I would like to buy my first property in the next few years. Should I aim for a 10 or 20% deposit?

8 years ago
Comments

20% deposit will weave LMI there for lower repayments and faster equity in the property 😀

Responses

Hi Marc, you should aim for as much as you can possibly save with 10% plus costs ideally the minimum. Any mortgages by and largecwith under a 20% deposit plus cost incur extra expenses such as lenders mortgage insurance.

Regards Ariel

Hi Marc. The amount you save is the perfect indicator as to the amount you can repay on a mortgage.
Let's say you average $2000 per month in savings over the next 24 months.
At the same time you are paying your rent which is $2000 per month.
This would suggest you could afford a mortgage with repayments of $4000 per month.
Now we need to reduce that a little to allow for home ownership costs like rates, insurance and maintenance, so we would comfortably look at loan repayments of about $3500 per month.
This method is the truest way of determining the size of a home loan.
So for now focus on saving what you can rather than worrying about percentages and you will achieve your home ownership goal.
Best of luck.

Well said everyone and great question.

My question would be is this property an investment or a place to live in?

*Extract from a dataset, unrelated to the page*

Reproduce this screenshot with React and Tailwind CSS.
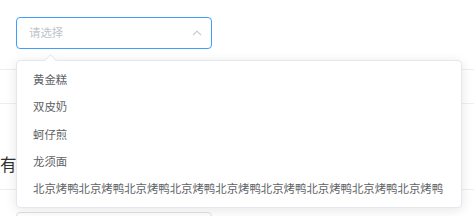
import React from 'react';

const options = ['黄金糕', '双皮奶', '蚵仔煎', '龙须面', '北京烤鸭北京烤鸭北京烤鸭北京烤鸭北京烤鸭北京烤鸭北京烤鸭北京烤鸭北京烤鸭'];

function ChevronUp() {
  return (
    <svg width="10" height="6" viewBox="0 0 10 6" fill="none">
      <path d="M1 5.2 L5 1.2 L9 5.2" stroke="#c0c4cc" strokeWidth="1.1" />
    </svg>
  );
}

export default function App() {
  return (
    <div
      className="relative w-[474px] h-[216px] overflow-hidden bg-white"
      style={{ fontFamily: '"Noto Sans CJK SC", "Noto Sans", sans-serif' }}
    >
      {/* select */}
      <div className="pt-[17px] pl-4">
        <div className="w-[196px] h-8 border border-[#409eff] rounded-[4px] flex items-center justify-between pl-3 pr-[9px]">
          <span className="text-[11.4px] text-[#c0c4cc]">请选择</span>
          <ChevronUp />
        </div>
      </div>

      {/* page content behind the dropdown */}
      <div className="mt-[20px] border-t border-[#ebeef5]" />
      <div className="h-[34px] border-b border-[#ebeef5]" />
      <div className="h-[85px] flex items-end pb-[17px]">
        <span className="text-[16.5px] leading-none text-[#303133]">有</span>
      </div>
      <div className="border-t border-[#ebeef5]" />
      <div className="pt-[22px] pl-4">
        <div className="w-[196px] h-8 border border-[#dcdfe6] rounded-[4px]" />
      </div>

      {/* dropdown popover */}
      <div className="absolute left-4 top-[60px] w-[446px] bg-white border border-[#e4e7ed] rounded-[4px] shadow-[0_2px_12px_0_rgba(0,0,0,0.1)] py-[5px]">
        <div className="absolute -top-[5px] left-[29px] w-[9px] h-[9px] bg-white border-l border-t border-[#e4e7ed] rotate-45" />
        {options.map((opt) => (
          <div
            key={opt}
            className="h-[27.3px] flex items-center px-4 text-[11.4px] text-[#606266] whitespace-nowrap"
          >
            {opt}
          </div>
        ))}
      </div>
    </div>
  );
}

Everyone has different thoughts but generally if people are buying a primary residence then they would prefer to definitely avoid the lenders mortgsge insurance (LMI) and therefore save 20% + costs. In terms of investment purchases if possible avoid but it is not a must as this can be included in your loan if needs be.

The situations are always unique so you have to do what suits you.

Done forget there are things like First Home Owners Grants and New home schemes by the Government that can help your savings but there are requirements to be eligible.

Hope that all helps. Happy to have a complimentary discussion.

Hi Marc. You will need at least 12% minimum. 5% to cover deposit and another 7% or so to cover stamp duty and compulsory Lenders Mortgage Insurance (LMI). If your parents are willing you could avoid costly LMI by taking a Family Pledge loan with a limited guarantee against their home.
These are quite common now. Let me know if you have any questions about this.

You should definitely aim for 20% to avoid LMI (lender mortgage insurance). However, if eligible you may be entitled to an exemption.

Kind regards
Jennifer Bachir
Key Finance and Investments

Hi Marc,

Are you planning to buy a 2nd investment property?

If so, how long has it taken you save this deposit so far? Wouldn't it be wiser to place 10% on this one so that you can get your next investment property with another 10% deposit? Getting into the market quicker.

If your not aiming for a 2nd investment property. You are probably better off saving for a 20% deposit and avoiding LMI.